- Short problem
Output the entries verbatim, including every line.

- Web page code records
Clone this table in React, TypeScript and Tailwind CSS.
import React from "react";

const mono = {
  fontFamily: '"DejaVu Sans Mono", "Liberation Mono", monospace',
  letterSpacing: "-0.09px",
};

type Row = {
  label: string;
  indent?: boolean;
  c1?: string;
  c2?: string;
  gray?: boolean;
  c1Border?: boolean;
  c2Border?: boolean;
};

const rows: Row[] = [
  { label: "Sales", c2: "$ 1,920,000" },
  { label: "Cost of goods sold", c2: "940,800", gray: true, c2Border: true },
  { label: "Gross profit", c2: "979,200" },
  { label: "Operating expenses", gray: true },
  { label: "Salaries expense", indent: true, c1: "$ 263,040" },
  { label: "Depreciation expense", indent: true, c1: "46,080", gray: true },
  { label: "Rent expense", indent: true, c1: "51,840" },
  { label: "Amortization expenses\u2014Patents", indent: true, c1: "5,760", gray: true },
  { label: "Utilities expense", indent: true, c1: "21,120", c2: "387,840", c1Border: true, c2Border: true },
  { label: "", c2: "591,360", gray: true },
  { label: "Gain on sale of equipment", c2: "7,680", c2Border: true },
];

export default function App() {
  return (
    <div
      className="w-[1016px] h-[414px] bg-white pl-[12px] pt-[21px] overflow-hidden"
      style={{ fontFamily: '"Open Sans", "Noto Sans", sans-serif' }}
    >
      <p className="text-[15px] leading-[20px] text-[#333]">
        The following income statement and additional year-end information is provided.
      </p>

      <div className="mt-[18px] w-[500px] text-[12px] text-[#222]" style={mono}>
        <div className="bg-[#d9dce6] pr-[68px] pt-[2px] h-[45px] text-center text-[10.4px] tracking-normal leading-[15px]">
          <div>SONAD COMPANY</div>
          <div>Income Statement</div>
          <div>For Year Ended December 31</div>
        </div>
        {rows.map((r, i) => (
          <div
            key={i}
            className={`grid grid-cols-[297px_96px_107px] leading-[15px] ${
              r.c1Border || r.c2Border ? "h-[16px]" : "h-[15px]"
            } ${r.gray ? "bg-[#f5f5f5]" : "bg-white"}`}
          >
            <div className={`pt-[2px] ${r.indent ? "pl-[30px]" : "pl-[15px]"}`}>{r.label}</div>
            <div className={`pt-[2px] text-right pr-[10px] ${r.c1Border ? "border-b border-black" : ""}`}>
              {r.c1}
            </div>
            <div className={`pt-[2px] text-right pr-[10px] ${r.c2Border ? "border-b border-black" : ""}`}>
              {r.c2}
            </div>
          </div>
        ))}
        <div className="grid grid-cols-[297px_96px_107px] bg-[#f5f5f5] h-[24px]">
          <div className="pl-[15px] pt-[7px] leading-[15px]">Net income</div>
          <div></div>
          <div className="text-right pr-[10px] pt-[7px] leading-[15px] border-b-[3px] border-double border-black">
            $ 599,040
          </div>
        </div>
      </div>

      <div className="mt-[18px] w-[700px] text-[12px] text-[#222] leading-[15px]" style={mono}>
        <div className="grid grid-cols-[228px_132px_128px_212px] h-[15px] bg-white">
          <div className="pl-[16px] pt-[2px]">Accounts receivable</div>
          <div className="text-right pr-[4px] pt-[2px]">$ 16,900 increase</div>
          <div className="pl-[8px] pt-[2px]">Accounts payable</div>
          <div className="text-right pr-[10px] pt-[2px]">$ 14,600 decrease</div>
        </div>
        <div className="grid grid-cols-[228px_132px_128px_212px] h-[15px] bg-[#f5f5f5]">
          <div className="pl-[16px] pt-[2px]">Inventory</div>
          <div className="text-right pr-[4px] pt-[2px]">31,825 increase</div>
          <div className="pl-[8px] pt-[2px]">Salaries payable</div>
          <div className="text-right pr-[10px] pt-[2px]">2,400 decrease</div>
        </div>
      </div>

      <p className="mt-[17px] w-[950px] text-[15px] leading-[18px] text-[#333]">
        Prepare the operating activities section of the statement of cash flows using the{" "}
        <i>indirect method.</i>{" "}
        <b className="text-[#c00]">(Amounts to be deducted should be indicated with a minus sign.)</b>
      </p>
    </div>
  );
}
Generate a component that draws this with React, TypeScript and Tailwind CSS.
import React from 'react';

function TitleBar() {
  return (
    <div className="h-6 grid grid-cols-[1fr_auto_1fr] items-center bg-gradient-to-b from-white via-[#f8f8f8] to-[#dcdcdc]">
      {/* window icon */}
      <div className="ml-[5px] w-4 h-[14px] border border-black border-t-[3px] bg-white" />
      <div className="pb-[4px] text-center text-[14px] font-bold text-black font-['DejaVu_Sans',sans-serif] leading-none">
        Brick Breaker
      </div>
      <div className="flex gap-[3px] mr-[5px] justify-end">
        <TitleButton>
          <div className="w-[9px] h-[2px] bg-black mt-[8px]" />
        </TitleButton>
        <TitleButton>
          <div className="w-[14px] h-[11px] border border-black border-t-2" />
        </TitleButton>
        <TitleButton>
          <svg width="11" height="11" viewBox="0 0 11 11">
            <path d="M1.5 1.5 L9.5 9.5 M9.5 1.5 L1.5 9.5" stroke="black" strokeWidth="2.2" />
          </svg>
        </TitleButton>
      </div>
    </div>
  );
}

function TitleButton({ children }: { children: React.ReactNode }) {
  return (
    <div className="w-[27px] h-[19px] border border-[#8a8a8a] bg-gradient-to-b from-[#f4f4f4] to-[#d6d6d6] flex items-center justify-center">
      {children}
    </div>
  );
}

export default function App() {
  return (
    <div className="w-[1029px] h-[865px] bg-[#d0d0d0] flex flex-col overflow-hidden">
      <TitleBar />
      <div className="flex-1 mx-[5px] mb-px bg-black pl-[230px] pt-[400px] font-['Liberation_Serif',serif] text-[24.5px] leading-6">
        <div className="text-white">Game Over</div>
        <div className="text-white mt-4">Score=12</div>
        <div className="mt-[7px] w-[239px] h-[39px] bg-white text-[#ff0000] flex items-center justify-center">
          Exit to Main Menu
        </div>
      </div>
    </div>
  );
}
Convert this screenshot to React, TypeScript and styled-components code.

- Written response
Clone this table in React, TypeScript and Tailwind CSS.
import React from "react";

const mono = {
  fontFamily: '"DejaVu Sans Mono", "Liberation Mono", monospace',
  letterSpacing: "-0.09px",
};

type Row = {
  label: string;
  indent?: boolean;
  c1?: string;
  c2?: string;
  gray?: boolean;
  c1Border?: boolean;
  c2Border?: boolean;
};

const rows: Row[] = [
  { label: "Sales", c2: "$ 1,920,000" },
  { label: "Cost of goods sold", c2: "940,800", gray: true, c2Border: true },
  { label: "Gross profit", c2: "979,200" },
  { label: "Operating expenses", gray: true },
  { label: "Salaries expense", indent: true, c1: "$ 263,040" },
  { label: "Depreciation expense", indent: true, c1: "46,080", gray: true },
  { label: "Rent expense", indent: true, c1: "51,840" },
  { label: "Amortization expenses\u2014Patents", indent: true, c1: "5,760", gray: true },
  { label: "Utilities expense", indent: true, c1: "21,120", c2: "387,840", c1Border: true, c2Border: true },
  { label: "", c2: "591,360", gray: true },
  { label: "Gain on sale of equipment", c2: "7,680", c2Border: true },
];

export default function App() {
  return (
    <div
      className="w-[1016px] h-[414px] bg-white pl-[12px] pt-[21px] overflow-hidden"
      style={{ fontFamily: '"Open Sans", "Noto Sans", sans-serif' }}
    >
      <p className="text-[15px] leading-[20px] text-[#333]">
        The following income statement and additional year-end information is provided.
      </p>

      <div className="mt-[18px] w-[500px] text-[12px] text-[#222]" style={mono}>
        <div className="bg-[#d9dce6] pr-[68px] pt-[2px] h-[45px] text-center text-[10.4px] tracking-normal leading-[15px]">
          <div>SONAD COMPANY</div>
          <div>Income Statement</div>
          <div>For Year Ended December 31</div>
        </div>
        {rows.map((r, i) => (
          <div
            key={i}
            className={`grid grid-cols-[297px_96px_107px] leading-[15px] ${
              r.c1Border || r.c2Border ? "h-[16px]" : "h-[15px]"
            } ${r.gray ? "bg-[#f5f5f5]" : "bg-white"}`}
          >
            <div className={`pt-[2px] ${r.indent ? "pl-[30px]" : "pl-[15px]"}`}>{r.label}</div>
            <div className={`pt-[2px] text-right pr-[10px] ${r.c1Border ? "border-b border-black" : ""}`}>
              {r.c1}
            </div>
            <div className={`pt-[2px] text-right pr-[10px] ${r.c2Border ? "border-b border-black" : ""}`}>
              {r.c2}
            </div>
          </div>
        ))}
        <div className="grid grid-cols-[297px_96px_107px] bg-[#f5f5f5] h-[24px]">
          <div className="pl-[15px] pt-[7px] leading-[15px]">Net income</div>
          <div></div>
          <div className="text-right pr-[10px] pt-[7px] leading-[15px] border-b-[3px] border-double border-black">
            $ 599,040
          </div>
        </div>
      </div>

      <div className="mt-[18px] w-[700px] text-[12px] text-[#222] leading-[15px]" style={mono}>
        <div className="grid grid-cols-[228px_132px_128px_212px] h-[15px] bg-white">
          <div className="pl-[16px] pt-[2px]">Accounts receivable</div>
          <div className="text-right pr-[4px] pt-[2px]">$ 16,900 increase</div>
          <div className="pl-[8px] pt-[2px]">Accounts payable</div>
          <div className="text-right pr-[10px] pt-[2px]">$ 14,600 decrease</div>
        </div>
        <div className="grid grid-cols-[228px_132px_128px_212px] h-[15px] bg-[#f5f5f5]">
          <div className="pl-[16px] pt-[2px]">Inventory</div>
          <div className="text-right pr-[4px] pt-[2px]">31,825 increase</div>
          <div className="pl-[8px] pt-[2px]">Salaries payable</div>
          <div className="text-right pr-[10px] pt-[2px]">2,400 decrease</div>
        </div>
      </div>

      <p className="mt-[17px] w-[950px] text-[15px] leading-[18px] text-[#333]">
        Prepare the operating activities section of the statement of cash flows using the{" "}
        <i>indirect method.</i>{" "}
        <b className="text-[#c00]">(Amounts to be deducted should be indicated with a minus sign.)</b>
      </p>
    </div>
  );
}
Generate a component that draws this with React, TypeScript and Tailwind CSS.
import React from 'react';

function TitleBar() {
  return (
    <div className="h-6 grid grid-cols-[1fr_auto_1fr] items-center bg-gradient-to-b from-white via-[#f8f8f8] to-[#dcdcdc]">
      {/* window icon */}
      <div className="ml-[5px] w-4 h-[14px] border border-black border-t-[3px] bg-white" />
      <div className="pb-[4px] text-center text-[14px] font-bold text-black font-['DejaVu_Sans',sans-serif] leading-none">
        Brick Breaker
      </div>
      <div className="flex gap-[3px] mr-[5px] justify-end">
        <TitleButton>
          <div className="w-[9px] h-[2px] bg-black mt-[8px]" />
        </TitleButton>
        <TitleButton>
          <div className="w-[14px] h-[11px] border border-black border-t-2" />
        </TitleButton>
        <TitleButton>
          <svg width="11" height="11" viewBox="0 0 11 11">
            <path d="M1.5 1.5 L9.5 9.5 M9.5 1.5 L1.5 9.5" stroke="black" strokeWidth="2.2" />
          </svg>
        </TitleButton>
      </div>
    </div>
  );
}

function TitleButton({ children }: { children: React.ReactNode }) {
  return (
    <div className="w-[27px] h-[19px] border border-[#8a8a8a] bg-gradient-to-b from-[#f4f4f4] to-[#d6d6d6] flex items-center justify-center">
      {children}
    </div>
  );
}

export default function App() {
  return (
    <div className="w-[1029px] h-[865px] bg-[#d0d0d0] flex flex-col overflow-hidden">
      <TitleBar />
      <div className="flex-1 mx-[5px] mb-px bg-black pl-[230px] pt-[400px] font-['Liberation_Serif',serif] text-[24.5px] leading-6">
        <div className="text-white">Game Over</div>
        <div className="text-white mt-4">Score=12</div>
        <div className="mt-[7px] w-[239px] h-[39px] bg-white text-[#ff0000] flex items-center justify-center">
          Exit to Main Menu
        </div>
      </div>
    </div>
  );
}
Convert this screenshot to React, TypeScript and styled-components code.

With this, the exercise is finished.